Appellants, Conway and Lebosky (hereinafter referred to as defendants), challenge judgments of conviction entered on both counts of a two-count indictment charging them and one other, Davidoff, with violations of 18 U.S.C. § 2113(a) and (d).1
On August 18, 1967, the Carteret Bank and Trust Company, a member of the Federal Reserve System, the deposits of which were insured by the F.D.I.C. and which is located in Carteret, New Jersey, was robbed by two armed men. While one stood guard by the entrance, the other circled behind the tellers' windows and ordered that a paper bag be filled with money. The robbers left with a total of $26,877.82. The next day, defendants Conway and Lebosky were arrested. They had been implicated by Davidoff, who was already in custody and had admitted driving the get away car.

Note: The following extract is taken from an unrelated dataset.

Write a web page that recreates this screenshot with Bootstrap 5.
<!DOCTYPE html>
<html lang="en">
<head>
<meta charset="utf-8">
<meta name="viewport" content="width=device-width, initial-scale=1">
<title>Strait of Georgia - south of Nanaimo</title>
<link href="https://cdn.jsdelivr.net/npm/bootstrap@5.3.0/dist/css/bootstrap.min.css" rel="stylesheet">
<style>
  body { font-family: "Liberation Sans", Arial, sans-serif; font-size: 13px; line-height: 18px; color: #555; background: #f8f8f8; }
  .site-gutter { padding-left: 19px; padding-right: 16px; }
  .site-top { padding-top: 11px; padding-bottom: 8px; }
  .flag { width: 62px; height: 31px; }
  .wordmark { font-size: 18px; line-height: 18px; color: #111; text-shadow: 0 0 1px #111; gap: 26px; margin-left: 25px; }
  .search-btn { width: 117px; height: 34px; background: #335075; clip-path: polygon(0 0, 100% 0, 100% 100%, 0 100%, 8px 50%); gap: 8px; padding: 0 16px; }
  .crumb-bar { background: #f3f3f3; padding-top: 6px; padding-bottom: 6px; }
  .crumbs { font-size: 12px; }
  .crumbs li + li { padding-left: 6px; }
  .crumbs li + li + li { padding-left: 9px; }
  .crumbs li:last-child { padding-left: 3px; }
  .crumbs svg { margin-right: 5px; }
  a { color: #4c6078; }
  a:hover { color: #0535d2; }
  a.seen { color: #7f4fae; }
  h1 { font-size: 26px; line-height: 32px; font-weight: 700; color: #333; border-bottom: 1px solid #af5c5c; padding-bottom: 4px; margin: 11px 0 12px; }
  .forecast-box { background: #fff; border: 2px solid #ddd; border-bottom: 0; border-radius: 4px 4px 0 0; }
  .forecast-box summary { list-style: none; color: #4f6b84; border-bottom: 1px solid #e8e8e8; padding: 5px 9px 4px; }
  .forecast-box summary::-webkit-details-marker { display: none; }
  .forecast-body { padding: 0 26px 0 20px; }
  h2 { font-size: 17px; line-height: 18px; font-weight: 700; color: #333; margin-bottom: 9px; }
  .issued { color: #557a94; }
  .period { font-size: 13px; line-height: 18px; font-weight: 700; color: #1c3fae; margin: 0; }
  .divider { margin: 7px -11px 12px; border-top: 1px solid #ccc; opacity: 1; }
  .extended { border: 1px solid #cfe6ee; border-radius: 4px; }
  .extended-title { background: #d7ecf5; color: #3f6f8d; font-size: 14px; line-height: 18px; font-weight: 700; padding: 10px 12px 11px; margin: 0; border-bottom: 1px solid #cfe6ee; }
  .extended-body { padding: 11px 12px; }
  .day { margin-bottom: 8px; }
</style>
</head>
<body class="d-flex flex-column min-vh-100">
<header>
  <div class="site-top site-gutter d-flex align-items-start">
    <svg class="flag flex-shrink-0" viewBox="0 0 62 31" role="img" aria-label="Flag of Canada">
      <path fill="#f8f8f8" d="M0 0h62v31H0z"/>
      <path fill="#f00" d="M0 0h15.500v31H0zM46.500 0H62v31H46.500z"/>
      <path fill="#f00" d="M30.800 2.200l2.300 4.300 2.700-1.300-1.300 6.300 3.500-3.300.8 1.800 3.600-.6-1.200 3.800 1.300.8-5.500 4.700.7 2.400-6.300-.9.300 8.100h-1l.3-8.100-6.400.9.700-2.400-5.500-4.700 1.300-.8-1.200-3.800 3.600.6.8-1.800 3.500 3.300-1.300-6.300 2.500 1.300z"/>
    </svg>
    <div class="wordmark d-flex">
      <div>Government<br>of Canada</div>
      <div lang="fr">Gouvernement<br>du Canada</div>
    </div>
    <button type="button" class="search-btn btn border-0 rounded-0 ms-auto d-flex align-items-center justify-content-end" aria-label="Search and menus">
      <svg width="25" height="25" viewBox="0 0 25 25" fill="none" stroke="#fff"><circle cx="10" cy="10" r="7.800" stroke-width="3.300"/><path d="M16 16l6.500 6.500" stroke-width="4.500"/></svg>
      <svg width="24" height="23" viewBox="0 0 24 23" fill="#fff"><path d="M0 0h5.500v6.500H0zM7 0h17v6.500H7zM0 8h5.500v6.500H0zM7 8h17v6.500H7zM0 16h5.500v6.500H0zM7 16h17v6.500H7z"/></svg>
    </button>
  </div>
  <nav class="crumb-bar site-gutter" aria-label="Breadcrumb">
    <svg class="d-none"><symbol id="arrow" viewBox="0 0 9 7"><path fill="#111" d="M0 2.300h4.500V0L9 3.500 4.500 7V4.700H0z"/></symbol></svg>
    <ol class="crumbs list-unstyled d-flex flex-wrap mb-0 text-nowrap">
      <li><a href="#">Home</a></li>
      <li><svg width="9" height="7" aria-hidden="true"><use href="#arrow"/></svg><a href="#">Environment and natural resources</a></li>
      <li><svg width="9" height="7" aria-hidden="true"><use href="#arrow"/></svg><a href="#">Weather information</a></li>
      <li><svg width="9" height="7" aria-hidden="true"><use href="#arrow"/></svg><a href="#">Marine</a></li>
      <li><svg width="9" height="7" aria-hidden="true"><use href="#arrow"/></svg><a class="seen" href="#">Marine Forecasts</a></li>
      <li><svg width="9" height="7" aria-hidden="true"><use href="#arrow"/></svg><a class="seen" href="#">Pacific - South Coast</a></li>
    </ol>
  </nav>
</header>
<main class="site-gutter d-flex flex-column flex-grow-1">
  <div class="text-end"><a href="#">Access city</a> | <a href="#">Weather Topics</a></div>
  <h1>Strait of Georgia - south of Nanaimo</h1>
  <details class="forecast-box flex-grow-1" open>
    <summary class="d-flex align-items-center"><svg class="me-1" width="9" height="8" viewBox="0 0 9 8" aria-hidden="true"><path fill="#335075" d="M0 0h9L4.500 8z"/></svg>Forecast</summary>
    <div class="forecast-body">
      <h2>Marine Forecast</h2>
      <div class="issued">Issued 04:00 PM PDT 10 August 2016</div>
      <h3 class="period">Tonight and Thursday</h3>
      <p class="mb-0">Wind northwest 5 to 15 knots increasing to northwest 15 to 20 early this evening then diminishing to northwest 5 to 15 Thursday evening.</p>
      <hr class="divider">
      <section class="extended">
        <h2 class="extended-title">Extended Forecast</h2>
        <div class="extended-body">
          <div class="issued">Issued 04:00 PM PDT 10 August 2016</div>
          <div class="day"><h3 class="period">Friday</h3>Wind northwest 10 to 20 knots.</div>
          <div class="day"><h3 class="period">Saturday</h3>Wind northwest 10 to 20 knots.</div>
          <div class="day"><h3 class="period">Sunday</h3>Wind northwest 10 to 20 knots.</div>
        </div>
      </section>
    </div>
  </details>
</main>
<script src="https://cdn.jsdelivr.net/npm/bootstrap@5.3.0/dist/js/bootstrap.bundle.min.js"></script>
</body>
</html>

Defendants were jointly tried in March of 1968. Davidoff testified against them as a witness for the Government. After their conviction, defendants were both sentenced to 15 years on each count of the two-count indictment, the sentences to run concurrently. On this appeal defendants attack their convictions on a variety of grounds.

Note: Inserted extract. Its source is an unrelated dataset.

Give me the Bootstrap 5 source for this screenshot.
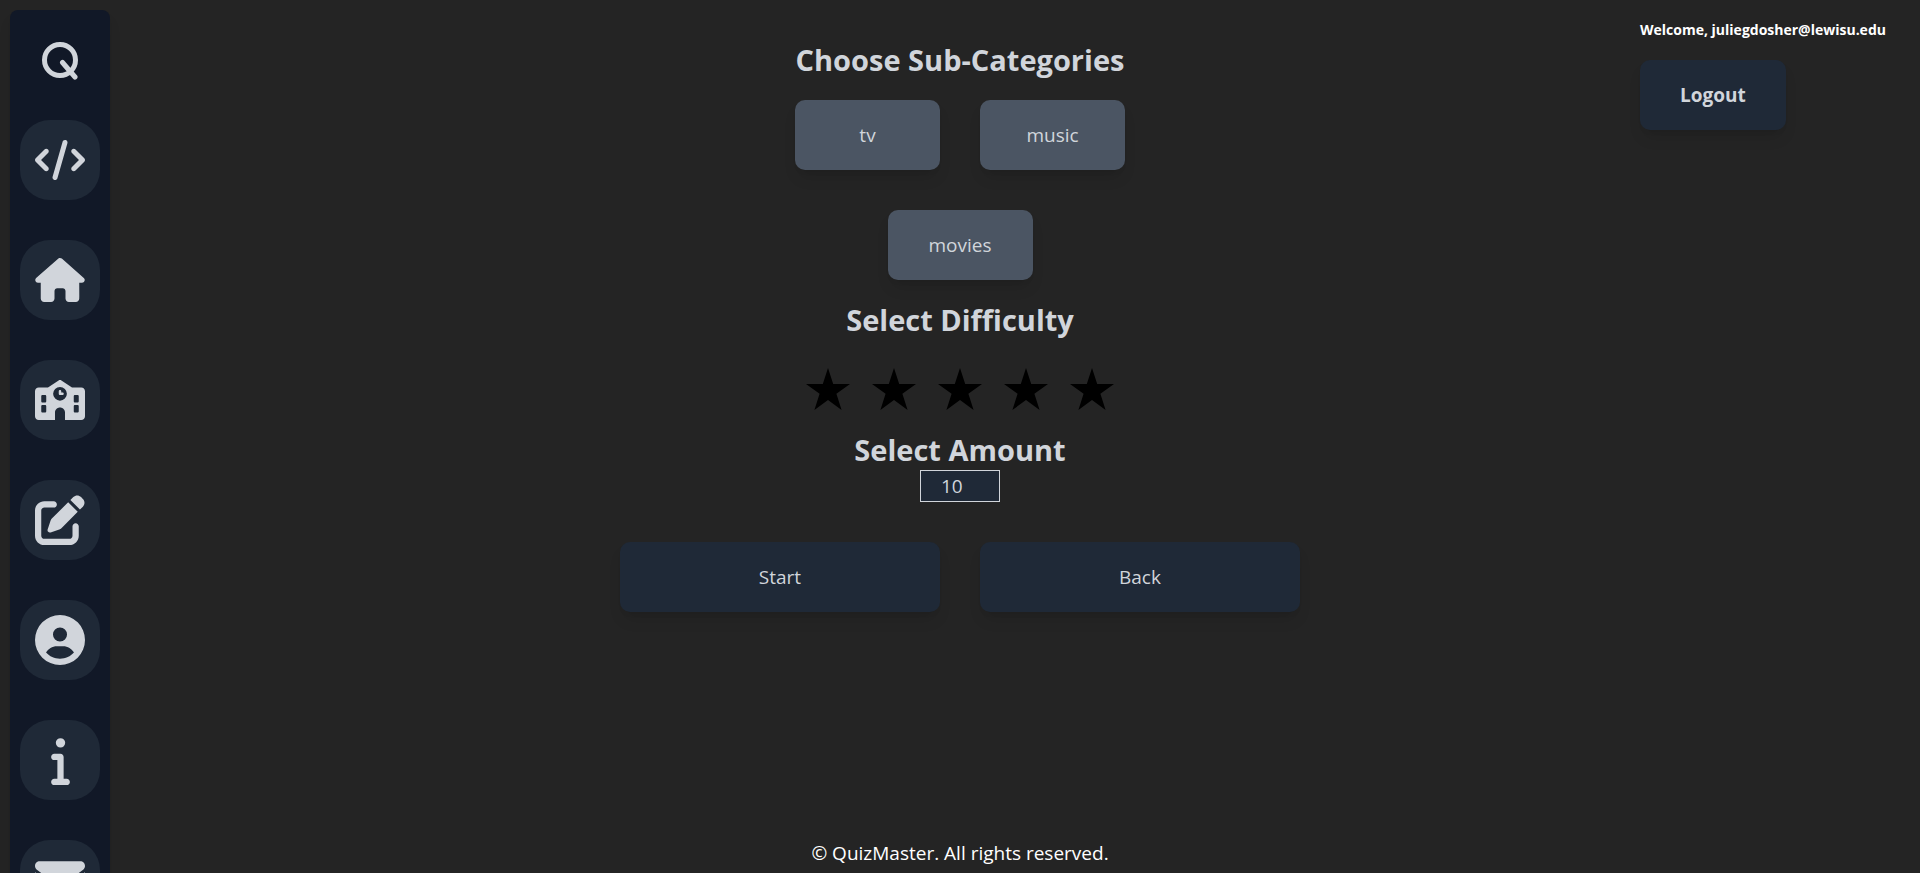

I. Denial of a Preliminary Hearing
Defendants urge that they were unlawfully deprived of a preliminary hearing. After being arrested on August 19, 1967, they were indicted on September 14 and pleaded not guilty at their arraignment on October 6. No preliminary hearing was ever held, though defendants, both before and after indictment, made efforts to secure one.2 In this Circuit it has been held that the purpose of a preliminary hearing is to afford an arrested person a prompt determination as to whether there is probable cause to hold him for grand jury action. Rivera v. Government of Virgin Islands, 375 F.2d 988 (3rd Cir. 1967). This purpose is served, and the hearing rendered unnecessary, by the return of an indictment. Rivera, supra; see Jaben v. United States, 381 U.S. 214, 220, 85 S. Ct. 1365, 14 L.Ed.2d 345, rehearing denied, 382 U.S. 873, 86 S.Ct. 19, 15 L.Ed. 2d 114 (1965). Nor, we think, is it controlling that a pre-indictment request for such a hearing was made here. See United States v. Universita, 192 F.Supp.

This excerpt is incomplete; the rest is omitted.